A second phase of improvements was undertaken in 1997. The track was resurfaced, and all-new playground equipment was installed in 1997 to designs by landscape architect Jeff Sexton. A concrete retaining wall encircles the "tot lot" and serves as park signage, visible from Crestwood Boulevard. The city-funded project was completed for $160,000.

After racist graffiti was hastily removed from the park that summer, an idea to commission a mural on the retaining wall near the tennis courts as a means of discouraging graffiti was approved.

Tension between neighborhood residents and the Crestwood Colts football program resulted in a list of demands which, according to some residents, went unmet two years later. A petition circulated asking the neighborhood association to vote on a resolution asking the Birmingham Parks & Recreation Board to withdraw the Colts' lease. In the Spring of 1999 Blake helped to negotiate a solution where the Colts and the neighborhood jointly established a coordinating committee to act as a liaison in communicating the concerns of each group. Specific actions to be taken included having a police officer oversee parking and enforce littering laws and ending the practice of broadcasting music over the park's public address system.

Though it had been the property of the city and used as a park since the 1940s, formal dedication as a public park did not take place until 2000.

On May 12, 2007 the park's playing field was rededicated as Claud Cotten III Memorial Field to recognize the contributions of Crestwood North neighborhood activist Claud Cotten, who promoted organized sports for decades and served on the board of the Crestwood Colts.

Beginning in 2004 a new master plan for the park's future was created by the Crestwood Park Improvement Committee.

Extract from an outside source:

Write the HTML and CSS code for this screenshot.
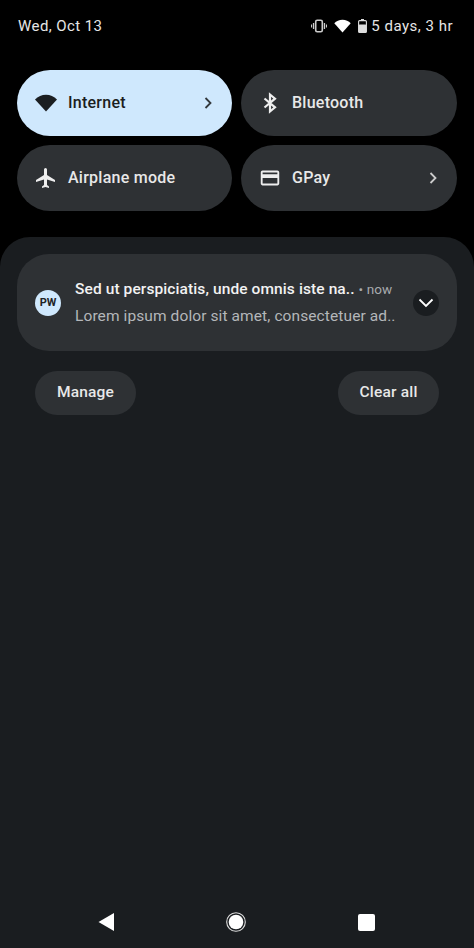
FILE: index.html
```html
<!DOCTYPE html>
<html lang="en">
<head>
    <meta charset="UTF-8">
    <meta name="viewport" content="width=device-width, initial-scale=1.0">
    <title>Notification shade</title>
    <link rel="stylesheet" href="styles.css">
</head>
<body>

    <div class="status-bar">
        <span class="status-date">Wed, Oct 13</span>
        <div class="status-right">
            <svg class="icon-vibrate" viewBox="0 0 16 14" width="16" height="14">
                <rect x="4.7" y="1.2" width="6.6" height="11.6" rx="1.5" fill="none" stroke="#ccc" stroke-width="1.6"/>
                <rect x="1.9" y="4" width="1.3" height="6" fill="#ccc"/>
                <rect x="12.8" y="4" width="1.3" height="6" fill="#ccc"/>
                <rect x="0" y="5.5" width="1.1" height="3" fill="#ccc"/>
                <rect x="14.9" y="5.5" width="1.1" height="3" fill="#ccc"/>
            </svg>
            <svg class="icon-wifi-small" viewBox="0 0 18 14" width="17" height="14">
                <path d="M9 14 L0.3 4 C2.5 1.7 5.5 0.3 9 0.3 C12.5 0.3 15.5 1.7 17.7 4 Z" fill="#fff"/>
            </svg>
            <svg class="icon-battery" viewBox="0 0 9 14" width="9" height="14">
                <rect x="3" y="0" width="3" height="2" fill="#ddd"/>
                <rect x="0.6" y="1.6" width="7.8" height="11.8" rx="1" fill="none" stroke="#ddd" stroke-width="1.1"/>
                <rect x="0.6" y="5.5" width="7.8" height="8" rx="1" fill="#ddd"/>
            </svg>
            <span class="status-text">5 days, 3 hr</span>
        </div>
    </div>

    <div class="tiles">
        <div class="tile active">
            <svg class="tile-icon" viewBox="0 0 24 24" width="24" height="24">
                <path d="M12 20.5 L1 8.5 C4 5.5 7.8 3.8 12 3.8 C16.2 3.8 20 5.5 23 8.5 Z" fill="#1b1e21"/>
            </svg>
            <span class="tile-label">Internet</span>
            <svg class="tile-chevron" viewBox="0 0 10 14" width="10" height="14">
                <path d="M2.5 2 L7.5 7 L2.5 12" fill="none" stroke="#33383c" stroke-width="1.8"/>
            </svg>
        </div>
        <div class="tile">
            <svg class="tile-icon" viewBox="0 0 24 24" width="24" height="24">
                <path d="M6.5 7.5 L17 16.3 L12 20.5 V3.5 L17 7.7 L6.5 16.5" fill="none" stroke="#eee" stroke-width="2.2"/>
            </svg>
            <span class="tile-label">Bluetooth</span>
        </div>
        <div class="tile">
            <svg class="tile-icon" viewBox="0 0 24 24" width="24" height="24">
                <path d="M21 16v-2l-8-5V3.5a1.5 1.5 0 0 0-3 0V9l-8 5v2l8-2.5V19l-2 1.5V22l3.5-1 3.5 1v-1.5L13 19v-5.5z" fill="#eee"/>
            </svg>
            <span class="tile-label">Airplane mode</span>
        </div>
        <div class="tile">
            <svg class="tile-icon" viewBox="-1 -1 26 26" width="24" height="24">
                <path d="M20 4H4c-1.1 0-2 .9-2 2v12c0 1.1.9 2 2 2h16c1.1 0 2-.9 2-2V6c0-1.1-.9-2-2-2zm0 14H4v-6h16v6zm0-10H4V6h16v2z" fill="#eee"/>
            </svg>
            <span class="tile-label">GPay</span>
            <svg class="tile-chevron" viewBox="0 0 10 14" width="10" height="14">
                <path d="M2.5 2 L7.5 7 L2.5 12" fill="none" stroke="#ccc" stroke-width="1.8"/>
            </svg>
        </div>
    </div>

    <div class="shade">
        <div class="notification">
            <div class="avatar">PW</div>
            <div class="notification-text">
                <div class="notification-title">
                    <strong>Sed ut perspiciatis, unde omnis iste na..</strong>
                    <span class="notification-time">• now</span>
                </div>
                <div class="notification-body">Lorem ipsum dolor sit amet, consectetuer ad..</div>
            </div>
            <div class="expand">
                <svg viewBox="0 0 16 10" width="16" height="10">
                    <path d="M1.5 1.5 L8 8 L14.5 1.5" fill="none" stroke="#fff" stroke-width="1.8"/>
                </svg>
            </div>
        </div>

        <div class="shade-actions">
            <button class="pill">Manage</button>
            <button class="pill">Clear all</button>
        </div>

        <div class="nav-bar">
            <svg viewBox="0 0 16 18" width="16" height="18">
                <path d="M16 0 V18 L0.5 9 Z" fill="#fff"/>
            </svg>
            <svg viewBox="0 0 20 20" width="20" height="20">
                <circle cx="10" cy="10" r="9.3" fill="none" stroke="#ddd" stroke-width="1.1"/>
                <circle cx="10" cy="10" r="7.3" fill="#fff"/>
            </svg>
            <div class="nav-square"></div>
        </div>
    </div>

</body>
</html>
```

FILE: styles.css
```css
body {
    font-family: 'Roboto', 'Liberation Sans', sans-serif;
    background-color: #000;
    color: #eee;
    margin: 0;
    height: 948px;
    display: flex;
    flex-direction: column;
    overflow: hidden;
}

.status-bar {
    display: flex;
    justify-content: space-between;
    align-items: center;
    height: 52px;
    padding: 0 21px 0 18px;
    font-size: 15px;
    letter-spacing: 0.42px;
    color: #e6e6e6;
}

.status-right {
    display: flex;
    align-items: center;
}

.status-text {
    letter-spacing: 0.5px;
}

.icon-vibrate {
    margin-right: 7px;
}

.icon-wifi-small {
    margin-right: 7px;
}

.icon-battery {
    margin-right: 4px;
}

.tiles {
    display: grid;
    grid-template-columns: 215px 216px;
    grid-auto-rows: 66px;
    gap: 9px;
    margin-top: 18px;
    padding: 0 17px;
}

.tile {
    display: flex;
    align-items: center;
    background-color: #2e3134;
    border-radius: 33px;
    padding: 0 19px 0 17px;
    color: #e8e8e8;
}

.tile.active {
    background-color: #cfe8fd;
    color: #1b1e21;
}

.tile-icon {
    flex: none;
    margin-right: 10px;
}

.tile-label {
    flex: 1;
    font-size: 16px;
    font-weight: 500;
    letter-spacing: 0.25px;
    padding-bottom: 2px;
}

.shade {
    flex: 1;
    display: flex;
    flex-direction: column;
    margin-top: 26px;
    padding: 17px 17px 0;
    background-color: #1a1d20;
    border-radius: 30px 30px 0 0;
}

.notification {
    display: flex;
    align-items: center;
    height: 97px;
    padding: 0 18px;
    background-color: #2e3134;
    border-radius: 32px;
}

.avatar {
    flex: none;
    width: 26px;
    height: 26px;
    border-radius: 50%;
    background-color: #cfe8fd;
    color: #1f2326;
    font-size: 11px;
    font-weight: 700;
    line-height: 26px;
    text-align: center;
    margin-right: 14px;
}

.notification-text {
    flex: 1;
    min-width: 0;
    white-space: nowrap;
    padding-bottom: 1px;
}

.notification-title {
    font-size: 15.5px;
    letter-spacing: 0.1px;
    line-height: 20px;
    margin-bottom: 7px;
}

.notification-title strong {
    font-weight: 500;
    color: #f2f2f2;
}

.notification-time {
    font-size: 13.5px;
    color: #a8abae;
}

.notification-body {
    font-size: 15.5px;
    letter-spacing: 0.1px;
    line-height: 20px;
    color: #b4b7ba;
}

.expand {
    flex: none;
    display: flex;
    align-items: center;
    justify-content: center;
    width: 26px;
    height: 26px;
    border-radius: 50%;
    background-color: #1a1d20;
}

.shade-actions {
    display: flex;
    justify-content: space-between;
    margin-top: 20px;
    padding: 0 18px;
}

.pill {
    width: 101px;
    height: 44px;
    padding: 0 0 2px;
    font-family: inherit;
    font-size: 15.5px;
    font-weight: 500;
    letter-spacing: 0.2px;
    color: #e8e8e8;
    border: none;
    border-radius: 22px;
    background-color: #2e3134;
}

.nav-bar {
    margin-top: auto;
    display: flex;
    justify-content: space-between;
    align-items: center;
    height: 52px;
    padding: 0 82px 0 81px;
}

.nav-square {
    width: 17px;
    height: 17px;
    border-radius: 2px;
    background-color: #fff;
}
```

The committee conducted a needs assessment survey and worked with architect Jason Fondren, Parks & Recreation Board director Melvin Miller and Birmingham City Council representative Valerie Abbott to create a conceptual plan during a design charette held at Girls, Inc.. $2.4 million was allocated for improvements by the city in 2009 and detailed plans were drawn up by Macknally Land Design. Construction began in December 2011 and the park re-opened in September 2012.